A few hieroglyphs developed a simplified, cursive shape, based on the more pictorial shape of the signs found on monuments. The simplified forms are encoded separately, and are differentiated in their names.

1442B 𔐫 ANATOLIAN HIEROGLYPH A041 (monumental style)

= capere

= syllabic tà

1442C 𔐬 ANATOLIAN HIEROGLYPH A041A (cursive style)

= syllabic tà

The script contains a productive grapheme, U+145B1 𔖱 ANATOLIAN HIEROGLYPH A383 RA OR RI, which appears as a part of several other signs, such as U+145B9 𔖹 ANATOLIAN HIEROGLYPH A389. The characters containing this graphic element as part of their form are not decomposable.

#Annotations. Latin names are used traditionally to describe characters used logographically and appear as annotations in the names list. Those characters which have a Luwian phonetic value or are logosyllabic are identified in the annotations. When a plus sign appears between two elements in the annotation, the elements are considered a single graphic unit, whereas a period between the two elements indicates the two elements are considered graphically separate.
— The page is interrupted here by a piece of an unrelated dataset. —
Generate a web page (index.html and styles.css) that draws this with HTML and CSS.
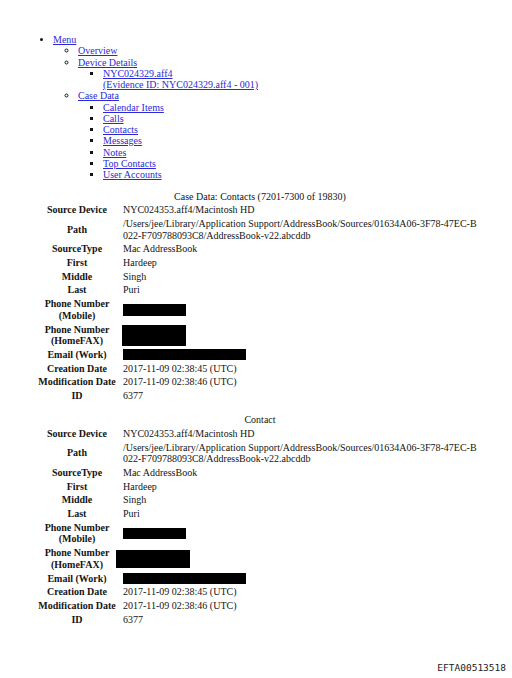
FILE: index.html
```html
<!DOCTYPE html>
<html>
<head>
<meta charset="utf-8">
<link rel="stylesheet" href="styles.css">
</head>
<body>
<ul class="menu">
  <li><a href="#">Menu</a>
    <ul>
      <li><a href="#">Overview</a></li>
      <li><a href="#">Device Details</a>
        <ul>
          <li><a href="#">NYC024329.aff4<br>(Evidence ID: NYC024329.aff4 - 001)</a></li>
        </ul>
      </li>
      <li><a href="#">Case Data</a>
        <ul>
          <li><a href="#">Calendar Items</a></li>
          <li><a href="#">Calls</a></li>
          <li><a href="#">Contacts</a></li>
          <li><a href="#">Messages</a></li>
          <li><a href="#">Notes</a></li>
          <li><a href="#">Top Contacts</a></li>
          <li><a href="#">User Accounts</a></li>
        </ul>
      </li>
    </ul>
  </li>
</ul>

<table class="data first">
  <caption>Case Data: Contacts (7201-7300 of 19830)</caption>
  <tr><th>Source Device</th><td>NYC024353.aff4/Macintosh HD</td></tr>
  <tr><th>Path</th><td>/Users/jee/Library/Application Support/AddressBook/Sources/01634A06-3F78-47EC-B<br>022-F709788093C8/AddressBook-v22.abcddb</td></tr>
  <tr><th>SourceType</th><td>Mac AddressBook</td></tr>
  <tr><th>First</th><td>Hardeep</td></tr>
  <tr><th>Middle</th><td>Singh</td></tr>
  <tr><th>Last</th><td>Puri</td></tr>
  <tr><th>Phone Number<br>(Mobile)</th><td><span class="redact r-mobile"></span></td></tr>
  <tr><th>Phone Number<br>(HomeFAX)</th><td><span class="redact r-fax"></span></td></tr>
  <tr><th>Email (Work)</th><td><span class="redact r-email"></span></td></tr>
  <tr><th>Creation Date</th><td>2017-11-09 02:38:45 (UTC)</td></tr>
  <tr><th>Modification Date</th><td>2017-11-09 02:38:46 (UTC)</td></tr>
  <tr><th>ID</th><td>6377</td></tr>
</table>

<table class="data second">
  <caption>Contact</caption>
  <tr><th>Source Device</th><td>NYC024353.aff4/Macintosh HD</td></tr>
  <tr><th>Path</th><td>/Users/jee/Library/Application Support/AddressBook/Sources/01634A06-3F78-47EC-B<br>022-F709788093C8/AddressBook-v22.abcddb</td></tr>
  <tr><th>SourceType</th><td>Mac AddressBook</td></tr>
  <tr><th>First</th><td>Hardeep</td></tr>
  <tr><th>Middle</th><td>Singh</td></tr>
  <tr><th>Last</th><td>Puri</td></tr>
  <tr><th>Phone Number<br>(Mobile)</th><td><span class="redact r-mobile2"></span></td></tr>
  <tr><th>Phone Number<br>(HomeFAX)</th><td><span class="redact r-fax2"></span></td></tr>
  <tr><th>Email (Work)</th><td><span class="redact r-email"></span></td></tr>
  <tr><th>Creation Date</th><td>2017-11-09 02:38:45 (UTC)</td></tr>
  <tr><th>Modification Date</th><td>2017-11-09 02:38:46 (UTC)</td></tr>
  <tr><th>ID</th><td>6377</td></tr>
</table>

<div class="stamp">EFTA00513518</div>
</body>
</html>
```
FILE: styles.css
```css
html, body {
  margin: 0;
  padding: 0;
  background: #ffffff;
}
body {
  font-family: "Liberation Serif", "Times New Roman", serif;
  font-size: 10px;
  color: #141414;
  padding: 34px 0 0 28px;
  width: 484px;
}
.menu {
  margin: 0;
  padding-left: 25px;
  line-height: 11.25px;
  list-style-type: disc;
}
.menu ul {
  margin: 0;
  padding-left: 25px;
  list-style-type: circle;
}
.menu ul ul {
  list-style-type: square;
}
.menu a {
  color: #2a2ad6;
  text-decoration: underline;
}
.data {
  width: 454px;
  margin-left: 5px;
  border-collapse: separate;
  border-spacing: 2px;
  line-height: 11.7px;
}
.data caption {
  line-height: 10px;
  text-align: center;
}
.data.first {
  margin-top: 12px;
}
.data.second {
  margin-top: 10px;
}
.data.second caption {
  line-height: 12px;
}
.data th {
  width: 84px;
  padding: 0;
  font-weight: bold;
  text-align: center;
  vertical-align: middle;
}
.data td {
  padding: 0 0 0 2px;
  text-align: left;
  vertical-align: middle;
}
.redact {
  display: block;
  background: #000;
}
.r-mobile { width: 63px; height: 12px; }
.r-fax { width: 64px; height: 21px; margin-left: -1px; }
.r-email { width: 123px; height: 11px; }
.r-mobile2 { width: 63px; height: 11px; }
.r-fax2 { width: 74px; height: 18px; margin-left: -7px; }
.stamp {
  font-family: "DejaVu Sans Mono", monospace;
  font-size: 9.5px;
  color: #222;
  text-align: right;
  margin-top: 35px;
  padding-right: 6px;
}
```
1447E 𔑾 ANATOLIAN HIEROGLYPH A107

= bos+mi

14480 𔒀 ANATOLIAN HIEROGLYPH A107B

= bos.mi

#Punctuation. In some texts, word division is indicated by U+145B5 𔖵 ANATOLIAN HIEROGLYPH A386 or its variant U+145B6 𔖶 ANATOLIAN HIEROGLYPH A386A. U+145CE 𔗎 ANATOLIAN HIEROGLYPH A410 BEGIN LOGOGRAM MARK and U+145CF 𔗏 ANATOLIAN HIEROGLYPH A410A END LOGOGRAM MARK sometimes occur in text to mark logograms.
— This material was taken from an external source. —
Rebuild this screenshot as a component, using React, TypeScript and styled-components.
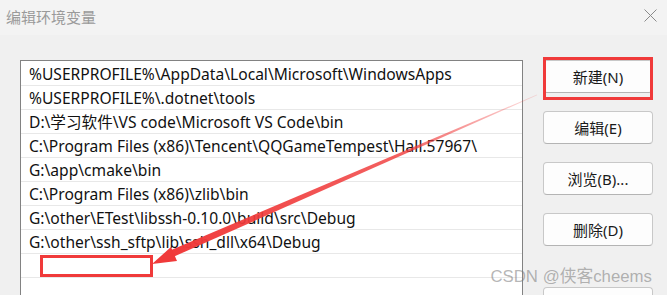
import React from "react";
import styled, {createGlobalStyle} from "styled-components";

const paths = [
  "%USERPROFILE%\\AppData\\Local\\Microsoft\\WindowsApps",
  "%USERPROFILE%\\.dotnet\\tools",
  "D:\\学习软件\\VS code\\Microsoft VS Code\\bin",
  "C:\\Program Files (x86)\\Tencent\\QQGameTempest\\Hall.57967\\",
  "G:\\app\\cmake\\bin",
  "C:\\Program Files (x86)\\zlib\\bin",
  "G:\\other\\ETest\\libssh-0.10.0\\build\\src\\Debug",
  "G:\\other\\ssh_sftp\\lib\\ssh_dll\\x64\\Debug",
  "",
  "",
];

const buttons = [
  {label: "新建(N)", highlight: true},
  {label: "编辑(E)"},
  {label: "浏览(B)..."},
  {label: "删除(D)"},
  {label: "", gapAbove: true},
];

const RED = "#f03a3a";

const App = () => {
  return (
    <>
      <GlobalStyle />
      <Window>
        <TitleBar>
          <Title>编辑环境变量</Title>
          <CloseIcon width="13" height="13" viewBox="0 0 13 13">
            <path d="M0.5 0.5 L12.5 12.5 M12.5 0.5 L0.5 12.5" stroke="#8a8a8a" strokeWidth="1" />
          </CloseIcon>
        </TitleBar>
        <Body>
          <ListBox>
            {paths.map((p, i) => (
              <Row key={i}>{p}</Row>
            ))}
          </ListBox>
          <ButtonColumn>
            {buttons.map((b, i) => (
              <Button key={i} $highlight={b.highlight} $gapAbove={b.gapAbove}>
                {b.label}
              </Button>
            ))}
          </ButtonColumn>
        </Body>

        <Annotations width="667" height="295" viewBox="0 0 667 295">
          <defs>
            <linearGradient id="fade" x1="537" y1="95" x2="160" y2="260" gradientUnits="userSpaceOnUse">
              <stop offset="0" stopColor={RED} stopOpacity="0.15" />
              <stop offset="0.35" stopColor={RED} stopOpacity="0.8" />
              <stop offset="1" stopColor={RED} stopOpacity="1" />
            </linearGradient>
          </defs>
          <polygon points="537,94.6 537.2,95.2 173,257 170,250.5" fill="url(#fade)" />
          <polygon points="152,264 177,261 171,247" fill={RED} />
          <rect x="41.5" y="256.5" width="110" height="19" fill="none" stroke={RED} strokeWidth="3" />
        </Annotations>

        <Watermark>CSDN @侠客cheems</Watermark>
      </Window>
    </>
  );
};

const GlobalStyle = createGlobalStyle`
  html, body {
    margin: 0;
    padding: 0;
    background: #f0f0f0;
  }
`;

const Window = styled.div`
  position: relative;
  width: 667px;
  height: 295px;
  overflow: hidden;
  background: #f0f0f0;
  font-family: "Noto Sans", "Noto Sans CJK SC", sans-serif;
`;

const TitleBar = styled.div`
  height: 35px;
  background: #f3f3f3;
  display: flex;
  align-items: center;
  justify-content: space-between;
  padding: 0 10px 0 6px;
  box-sizing: border-box;
`;

const Title = styled.span`
  font-family: "Noto Sans CJK SC", sans-serif;
  font-size: 15px;
  color: #9a9a9a;
  margin-top: -2px;
`;

const CloseIcon = styled.svg`
  display: block;
  margin-top: -4px;
`;

const Body = styled.div`
  display: flex;
  align-items: flex-start;
  padding: 25px 0 0 20px;
  gap: 20px;
`;

const ListBox = styled.div`
  width: 503px;
  height: 260px;
  box-sizing: border-box;
  background: #fff;
  border: 1px solid #828282;
  border-bottom: none;
  padding-top: 1px;
  display: flex;
  flex-direction: column;
`;

const Row = styled.div`
  height: 24px;
  flex-shrink: 0;
  box-sizing: border-box;
  border-bottom: 1px solid #e8e8e8;
  padding: 0 8px;
  display: flex;
  align-items: center;
  font-size: 15.6px;
  color: #111;
  white-space: nowrap;
`;

const ButtonColumn = styled.div`
  width: 110px;
  display: flex;
  flex-direction: column;
`;

const Button = styled.div<{$highlight?: boolean; $gapAbove?: boolean}>`
  position: relative;
  height: 33px;
  flex-shrink: 0;
  box-sizing: border-box;
  margin-top: ${(p) => (p.$gapAbove ? "23px" : "0")};
  margin-bottom: 18px;
  border: 1px solid #c8c8c8;
  border-bottom-color: #b4b4b4;
  border-radius: 4px;
  background: #fdfdfd;
  display: flex;
  align-items: center;
  justify-content: center;
  font-size: 15px;
  color: #1a1a1a;

  ${(p) =>
    p.$highlight &&
    `
    &::after {
      content: "";
      position: absolute;
      left: -1px;
      right: -1px;
      top: -4px;
      bottom: -8px;
      border: 3px solid ${RED};
    }
  `}
`;

const Annotations = styled.svg`
  position: absolute;
  left: 0;
  top: 0;
  pointer-events: none;
`;

const Watermark = styled.div`
  position: absolute;
  right: 15px;
  bottom: 8px;
  font-family: "Liberation Sans", "Noto Sans CJK SC", sans-serif;
  font-size: 16.8px;
  color: rgba(120, 120, 120, 0.55);
  pointer-events: none;
`;

export default App;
The characters U+145F7 𔗷 ANATOLIAN HIEROGLYPH A450 and U+144EF 𔓯 ANATOLIAN HIEROGLYPH A209 are occasionally used to fill blank spaces, often at the end of a word. Spaces are used in modern renditions of hieroglyphic text.
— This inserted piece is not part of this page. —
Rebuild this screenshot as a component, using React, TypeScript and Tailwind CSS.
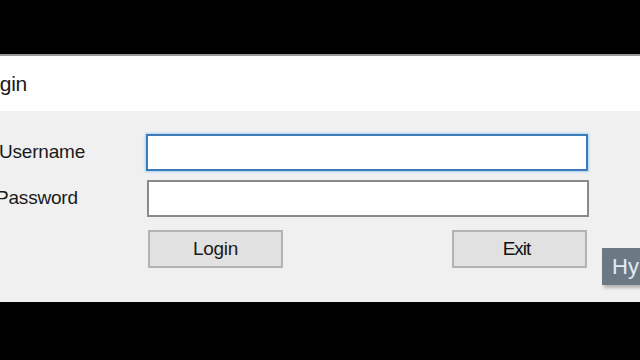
export default function App() {
  return (
    <div className="w-[640px] h-[360px] bg-black flex flex-col overflow-hidden relative" style={{ fontFamily: '"Liberation Sans", Arial, sans-serif' }}>
      <div className="h-[54px] shrink-0 bg-black" />
      <div className="h-[2px] shrink-0 bg-[#9a9a9a]" />
      <div className="h-[55px] shrink-0 bg-white flex items-center">
        <span className="ml-[-23px] text-[21px] text-[#1a1a1a] tracking-[-0.3px]">Login</span>
      </div>
      <div className="h-[191px] shrink-0 bg-[#f0f0f0] relative">
        <div className="flex flex-col pt-[23px]">
          <div className="flex items-center h-[37px]">
            <div className="w-[147px] text-[19px] text-[#1a1a1a] tracking-[-0.2px] ml-[-1px]">Username</div>
            <div className="w-[442px] h-[37px] bg-white border-2 border-[#3d7bb8] shadow-[0_0_2px_1px_#aad4f5]" />
          </div>
          <div className="flex items-center h-[37px] mt-[9px]">
            <div className="w-[147px] text-[19px] text-[#1a1a1a] tracking-[-0.2px] ml-[-4px]">Password</div>
            <div className="w-[442px] h-[37px] bg-white border-2 border-[#8a8a8a] ml-[4px]" />
          </div>
          <div className="flex mt-[13px] h-[38px]">
            <div className="w-[148px]" />
            <div className="w-[135px] h-[38px] bg-[#e1e1e1] border-2 border-[#b3b3b3] flex items-center justify-center text-[19px] text-[#1a1a1a] tracking-[-0.3px]">Login</div>
            <div className="w-[169px]" />
            <div className="w-[135px] h-[38px] bg-[#e1e1e1] border-2 border-[#b3b3b3] flex items-center justify-center text-[19px] text-[#111] tracking-[-1px] pr-[6px]">Exit</div>
          </div>
        </div>
        <div className="absolute left-[602px] top-[137px] w-[50px] h-[37px] bg-[#6b7985] shadow-[2px_3px_3px_rgba(0,0,0,0.25)] flex items-center pl-[10px] text-[22px] text-[#e2ecf6]">Hy</div>
      </div>
      <div className="flex-1 bg-black" />
    </div>
  );
}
#Numbers. Some of the hieroglyphic signs have been interpreted as having numeric values. These include values for 1–5, 8–10, 12, 100, and 1000. However, all of the Anatolian hieroglyphs have the General_Category = Other_Letter and no specific numeric values for them are assigned in the Unicode Character Database.

#Rendering. Just as for Egyptian hieroglyphs, only the basic text elements of the script are encoded. A higher-level protocol is required for the display Anatolian hieroglyphs in a nonlinear layout.